Data items
[start]

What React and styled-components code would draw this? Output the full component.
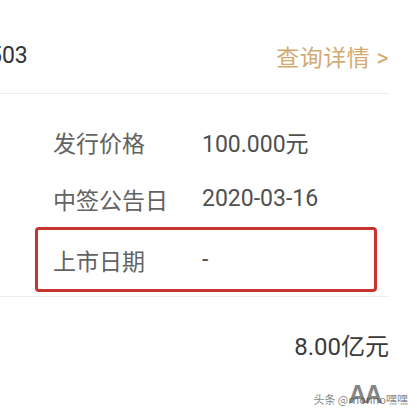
import React from "react";
import styled, { createGlobalStyle } from "styled-components";

const GlobalStyle = createGlobalStyle`
  body {
    margin: 0;
    background: #fff;
    font-family: Roboto, "Noto Sans CJK SC", sans-serif;
  }
`;

const StyledPage = styled.div`
  position: relative;
  width: 417px;
  height: 417px;
  overflow: hidden;
  padding-right: 28px;
  box-sizing: border-box;
`;

const StyledHeader = styled.div`
  display: flex;
  justify-content: space-between;
  align-items: center;
  height: 94px;
  padding-top: 18px;
  box-sizing: border-box;
  border-bottom: 1px solid #ececec;
`;

const StyledCode = styled.span`
  margin-left: -11px;
  font-size: 23px;
  color: #333;
`;

const StyledDetailLink = styled.span`
  font-size: 23px;
  color: #d2aa72;
  letter-spacing: 0.5px;
`;

const StyledInfoList = styled.div`
  display: flex;
  flex-direction: column;
  padding: 19px 12px 4px 35px;
  border-bottom: 1px solid #ececec;
`;

const StyledInfoRow = styled.div`
  display: grid;
  grid-template-columns: 149px 1fr;
  align-items: center;
  height: ${props => (props.highlight ? "65px" : "57px")};
  padding-left: 15px;
  box-sizing: border-box;
  border: 3px solid ${props => (props.highlight ? "#c9332f" : "transparent")};
  border-radius: 4px;
`;

const StyledLabel = styled.span`
  font-size: 23px;
  color: #636363;
`;

const StyledValue = styled.span`
  font-size: 23px;
  color: #505050;
`;

const StyledAmount = styled.div`
  display: flex;
  justify-content: flex-end;
  padding-top: 30px;
  font-size: 24px;
  color: #3a3a3a;
`;

const StyledWatermark = styled.div`
  position: absolute;
  right: 9px;
  bottom: 10px;
  font-size: 11px;
  color: #888;
  font-family: "Noto Sans CJK SC", sans-serif;
`;

const StyledWatermarkMark = styled.span`
  position: absolute;
  left: 35px;
  top: -11px;
  font-size: 25px;
  font-weight: 700;
  color: rgba(50, 50, 50, 0.6);
  letter-spacing: -2px;
  font-family: "Liberation Sans", sans-serif;
`;

const infoRows = [
  { label: "发行价格", value: "100.000元" },
  { label: "中签公告日", value: "2020-03-16" },
  { label: "上市日期", value: "-", highlight: true },
];

const App = () => {
  return (
    <StyledPage>
      <GlobalStyle />
      <StyledHeader>
        <StyledCode>503</StyledCode>
        <StyledDetailLink>查询详情 &gt;</StyledDetailLink>
      </StyledHeader>
      <StyledInfoList>
        {infoRows.map((row) => (
          <StyledInfoRow key={row.label} highlight={row.highlight}>
            <StyledLabel>{row.label}</StyledLabel>
            <StyledValue>{row.value}</StyledValue>
          </StyledInfoRow>
        ))}
      </StyledInfoList>
      <StyledAmount>8.00亿元</StyledAmount>
      <StyledWatermark>
        头条 @rnonno嘿嘿
        <StyledWatermarkMark>AA</StyledWatermarkMark>
      </StyledWatermark>
    </StyledPage>
  );
};

export default App;
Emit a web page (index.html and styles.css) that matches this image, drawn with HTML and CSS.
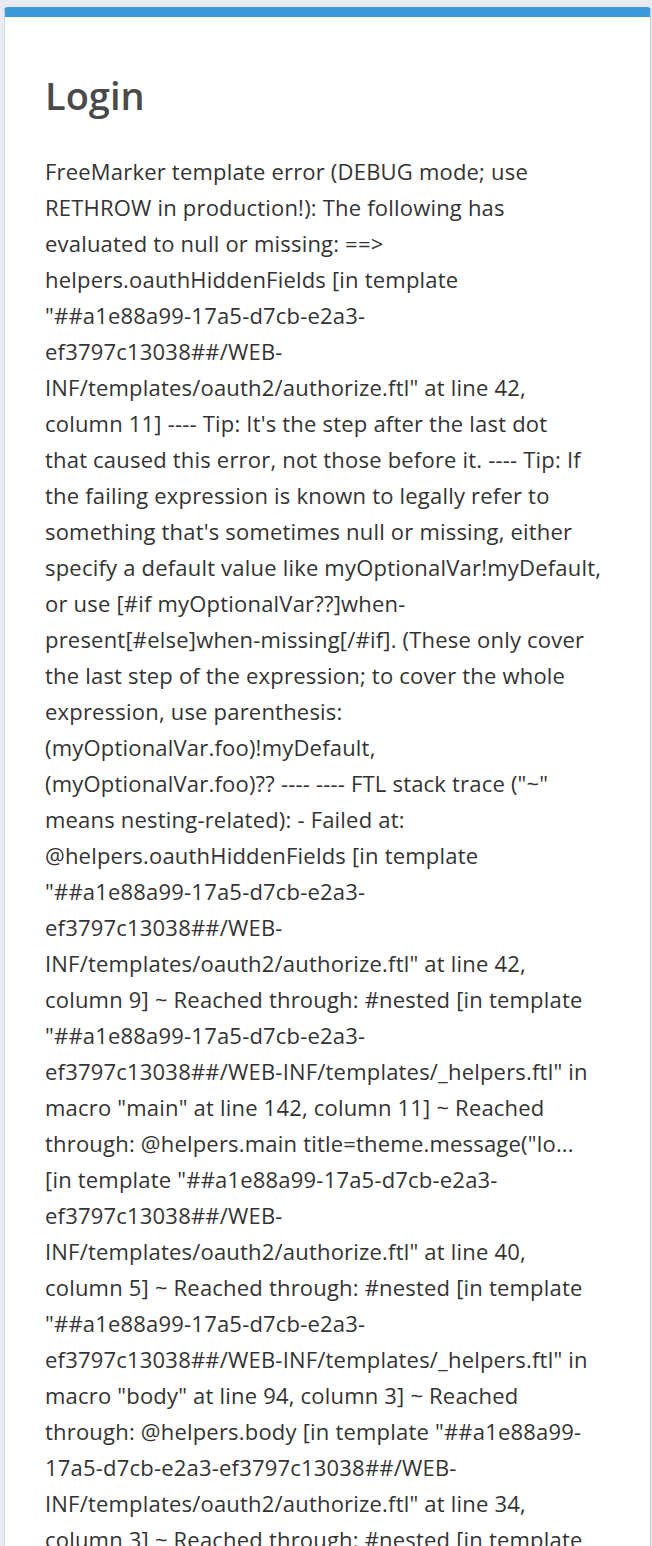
FILE: index.html
```html
<!DOCTYPE html>
<html lang="en">
<head>
<meta charset="utf-8">
<title>Login</title>
<link rel="stylesheet" href="styles.css">
</head>
<body>
<div class="card">
  <h1 class="title">Login</h1>
  <p class="error">
    <span class="ln">FreeMarker template error (DEBUG mode; use</span>
    <span class="ln">RETHROW in production!): The following has</span>
    <span class="ln">evaluated to null or missing: ==&gt;</span>
    <span class="ln">helpers.oauthHiddenFields [in template</span>
    <span class="ln">"##a1e88a99-17a5-d7cb-e2a3-</span>
    <span class="ln">ef3797c13038##/WEB-</span>
    <span class="ln">INF/templates/oauth2/authorize.ftl" at line 42,</span>
    <span class="ln">column 11] ---- Tip: It's the step after the last dot</span>
    <span class="ln">that caused this error, not those before it. ---- Tip: If</span>
    <span class="ln">the failing expression is known to legally refer to</span>
    <span class="ln">something that's sometimes null or missing, either</span>
    <span class="ln">specify a default value like myOptionalVar!myDefault,</span>
    <span class="ln">or use [#if myOptionalVar??]when-</span>
    <span class="ln">present[#else]when-missing[/#if]. (These only cover</span>
    <span class="ln">the last step of the expression; to cover the whole</span>
    <span class="ln">expression, use parenthesis:</span>
    <span class="ln">(myOptionalVar.foo)!myDefault,</span>
    <span class="ln">(myOptionalVar.foo)?? ---- ---- FTL stack trace ("~"</span>
    <span class="ln">means nesting-related): - Failed at:</span>
    <span class="ln">@helpers.oauthHiddenFields [in template</span>
    <span class="ln">"##a1e88a99-17a5-d7cb-e2a3-</span>
    <span class="ln">ef3797c13038##/WEB-</span>
    <span class="ln">INF/templates/oauth2/authorize.ftl" at line 42,</span>
    <span class="ln">column 9] ~ Reached through: #nested [in template</span>
    <span class="ln">"##a1e88a99-17a5-d7cb-e2a3-</span>
    <span class="ln">ef3797c13038##/WEB-INF/templates/_helpers.ftl" in</span>
    <span class="ln">macro "main" at line 142, column 11] ~ Reached</span>
    <span class="ln">through: @helpers.main title=theme.message("lo...</span>
    <span class="ln">[in template "##a1e88a99-17a5-d7cb-e2a3-</span>
    <span class="ln">ef3797c13038##/WEB-</span>
    <span class="ln">INF/templates/oauth2/authorize.ftl" at line 40,</span>
    <span class="ln">column 5] ~ Reached through: #nested [in template</span>
    <span class="ln">"##a1e88a99-17a5-d7cb-e2a3-</span>
    <span class="ln">ef3797c13038##/WEB-INF/templates/_helpers.ftl" in</span>
    <span class="ln">macro "body" at line 94, column 3] ~ Reached</span>
    <span class="ln">through: @helpers.body [in template "##a1e88a99-</span>
    <span class="ln">17a5-d7cb-e2a3-ef3797c13038##/WEB-</span>
    <span class="ln">INF/templates/oauth2/authorize.ftl" at line 34,</span>
    <span class="ln">column 3] ~ Reached through: #nested [in template</span>
  </p>
</div>
</body>
</html>
```
FILE: styles.css
```css
html, body {
  margin: 0;
  padding: 0;
}
body {
  background: #e8ecf2;
  font-family: "Open Sans", "Noto Sans", "Liberation Sans", sans-serif;
  height: 1546px;
  overflow: hidden;
}
.card {
  margin: 7px 1px 0 4px;
  background: #ffffff;
  border-top: 10px solid #3a9ad9;
  border-left: 1px solid #d4d8de;
  border-right: 1px solid #c6cad0;
  border-radius: 4px 4px 0 0;
  padding: 52px 38px 0 40px;
  min-height: 1600px;
}
.title {
  margin: 0 0 32px;
  font-size: 38px;
  line-height: 52px;
  font-weight: 600;
  color: #4a4a4a;
}
.error {
  margin: 0;
  font-size: 22px;
  letter-spacing: 0.2px;
  line-height: 36px;
  color: #333333;
}
.ln {
  display: block;
  white-space: nowrap;
}
```
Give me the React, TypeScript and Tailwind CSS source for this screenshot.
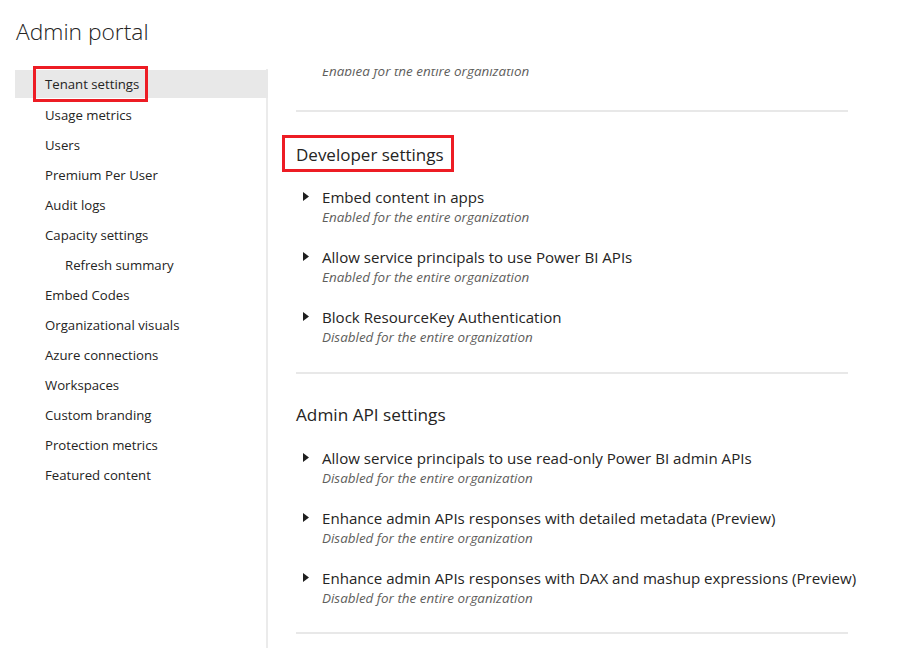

[end]

:: Task requirements ::
Reproduce each line word for word and drop the pictures.

:: Finished task ::
What React and styled-components code would draw this? Output the full component.
import React from "react";
import styled, { createGlobalStyle } from "styled-components";

const GlobalStyle = createGlobalStyle`
  body {
    margin: 0;
    background: #fff;
    font-family: Roboto, "Noto Sans CJK SC", sans-serif;
  }
`;

const StyledPage = styled.div`
  position: relative;
  width: 417px;
  height: 417px;
  overflow: hidden;
  padding-right: 28px;
  box-sizing: border-box;
`;

const StyledHeader = styled.div`
  display: flex;
  justify-content: space-between;
  align-items: center;
  height: 94px;
  padding-top: 18px;
  box-sizing: border-box;
  border-bottom: 1px solid #ececec;
`;

const StyledCode = styled.span`
  margin-left: -11px;
  font-size: 23px;
  color: #333;
`;

const StyledDetailLink = styled.span`
  font-size: 23px;
  color: #d2aa72;
  letter-spacing: 0.5px;
`;

const StyledInfoList = styled.div`
  display: flex;
  flex-direction: column;
  padding: 19px 12px 4px 35px;
  border-bottom: 1px solid #ececec;
`;

const StyledInfoRow = styled.div`
  display: grid;
  grid-template-columns: 149px 1fr;
  align-items: center;
  height: ${props => (props.highlight ? "65px" : "57px")};
  padding-left: 15px;
  box-sizing: border-box;
  border: 3px solid ${props => (props.highlight ? "#c9332f" : "transparent")};
  border-radius: 4px;
`;

const StyledLabel = styled.span`
  font-size: 23px;
  color: #636363;
`;

const StyledValue = styled.span`
  font-size: 23px;
  color: #505050;
`;

const StyledAmount = styled.div`
  display: flex;
  justify-content: flex-end;
  padding-top: 30px;
  font-size: 24px;
  color: #3a3a3a;
`;

const StyledWatermark = styled.div`
  position: absolute;
  right: 9px;
  bottom: 10px;
  font-size: 11px;
  color: #888;
  font-family: "Noto Sans CJK SC", sans-serif;
`;

const StyledWatermarkMark = styled.span`
  position: absolute;
  left: 35px;
  top: -11px;
  font-size: 25px;
  font-weight: 700;
  color: rgba(50, 50, 50, 0.6);
  letter-spacing: -2px;
  font-family: "Liberation Sans", sans-serif;
`;

const infoRows = [
  { label: "发行价格", value: "100.000元" },
  { label: "中签公告日", value: "2020-03-16" },
  { label: "上市日期", value: "-", highlight: true },
];

const App = () => {
  return (
    <StyledPage>
      <GlobalStyle />
      <StyledHeader>
        <StyledCode>503</StyledCode>
        <StyledDetailLink>查询详情 &gt;</StyledDetailLink>
      </StyledHeader>
      <StyledInfoList>
        {infoRows.map((row) => (
          <StyledInfoRow key={row.label} highlight={row.highlight}>
            <StyledLabel>{row.label}</StyledLabel>
            <StyledValue>{row.value}</StyledValue>
          </StyledInfoRow>
        ))}
      </StyledInfoList>
      <StyledAmount>8.00亿元</StyledAmount>
      <StyledWatermark>
        头条 @rnonno嘿嘿
        <StyledWatermarkMark>AA</StyledWatermarkMark>
      </StyledWatermark>
    </StyledPage>
  );
};

export default App;
Emit a web page (index.html and styles.css) that matches this image, drawn with HTML and CSS.
FILE: index.html
```html
<!DOCTYPE html>
<html lang="en">
<head>
<meta charset="utf-8">
<title>Login</title>
<link rel="stylesheet" href="styles.css">
</head>
<body>
<div class="card">
  <h1 class="title">Login</h1>
  <p class="error">
    <span class="ln">FreeMarker template error (DEBUG mode; use</span>
    <span class="ln">RETHROW in production!): The following has</span>
    <span class="ln">evaluated to null or missing: ==&gt;</span>
    <span class="ln">helpers.oauthHiddenFields [in template</span>
    <span class="ln">"##a1e88a99-17a5-d7cb-e2a3-</span>
    <span class="ln">ef3797c13038##/WEB-</span>
    <span class="ln">INF/templates/oauth2/authorize.ftl" at line 42,</span>
    <span class="ln">column 11] ---- Tip: It's the step after the last dot</span>
    <span class="ln">that caused this error, not those before it. ---- Tip: If</span>
    <span class="ln">the failing expression is known to legally refer to</span>
    <span class="ln">something that's sometimes null or missing, either</span>
    <span class="ln">specify a default value like myOptionalVar!myDefault,</span>
    <span class="ln">or use [#if myOptionalVar??]when-</span>
    <span class="ln">present[#else]when-missing[/#if]. (These only cover</span>
    <span class="ln">the last step of the expression; to cover the whole</span>
    <span class="ln">expression, use parenthesis:</span>
    <span class="ln">(myOptionalVar.foo)!myDefault,</span>
    <span class="ln">(myOptionalVar.foo)?? ---- ---- FTL stack trace ("~"</span>
    <span class="ln">means nesting-related): - Failed at:</span>
    <span class="ln">@helpers.oauthHiddenFields [in template</span>
    <span class="ln">"##a1e88a99-17a5-d7cb-e2a3-</span>
    <span class="ln">ef3797c13038##/WEB-</span>
    <span class="ln">INF/templates/oauth2/authorize.ftl" at line 42,</span>
    <span class="ln">column 9] ~ Reached through: #nested [in template</span>
    <span class="ln">"##a1e88a99-17a5-d7cb-e2a3-</span>
    <span class="ln">ef3797c13038##/WEB-INF/templates/_helpers.ftl" in</span>
    <span class="ln">macro "main" at line 142, column 11] ~ Reached</span>
    <span class="ln">through: @helpers.main title=theme.message("lo...</span>
    <span class="ln">[in template "##a1e88a99-17a5-d7cb-e2a3-</span>
    <span class="ln">ef3797c13038##/WEB-</span>
    <span class="ln">INF/templates/oauth2/authorize.ftl" at line 40,</span>
    <span class="ln">column 5] ~ Reached through: #nested [in template</span>
    <span class="ln">"##a1e88a99-17a5-d7cb-e2a3-</span>
    <span class="ln">ef3797c13038##/WEB-INF/templates/_helpers.ftl" in</span>
    <span class="ln">macro "body" at line 94, column 3] ~ Reached</span>
    <span class="ln">through: @helpers.body [in template "##a1e88a99-</span>
    <span class="ln">17a5-d7cb-e2a3-ef3797c13038##/WEB-</span>
    <span class="ln">INF/templates/oauth2/authorize.ftl" at line 34,</span>
    <span class="ln">column 3] ~ Reached through: #nested [in template</span>
  </p>
</div>
</body>
</html>
```
FILE: styles.css
```css
html, body {
  margin: 0;
  padding: 0;
}
body {
  background: #e8ecf2;
  font-family: "Open Sans", "Noto Sans", "Liberation Sans", sans-serif;
  height: 1546px;
  overflow: hidden;
}
.card {
  margin: 7px 1px 0 4px;
  background: #ffffff;
  border-top: 10px solid #3a9ad9;
  border-left: 1px solid #d4d8de;
  border-right: 1px solid #c6cad0;
  border-radius: 4px 4px 0 0;
  padding: 52px 38px 0 40px;
  min-height: 1600px;
}
.title {
  margin: 0 0 32px;
  font-size: 38px;
  line-height: 52px;
  font-weight: 600;
  color: #4a4a4a;
}
.error {
  margin: 0;
  font-size: 22px;
  letter-spacing: 0.2px;
  line-height: 36px;
  color: #333333;
}
.ln {
  display: block;
  white-space: nowrap;
}
```
Give me the React, TypeScript and Tailwind CSS source for this screenshot.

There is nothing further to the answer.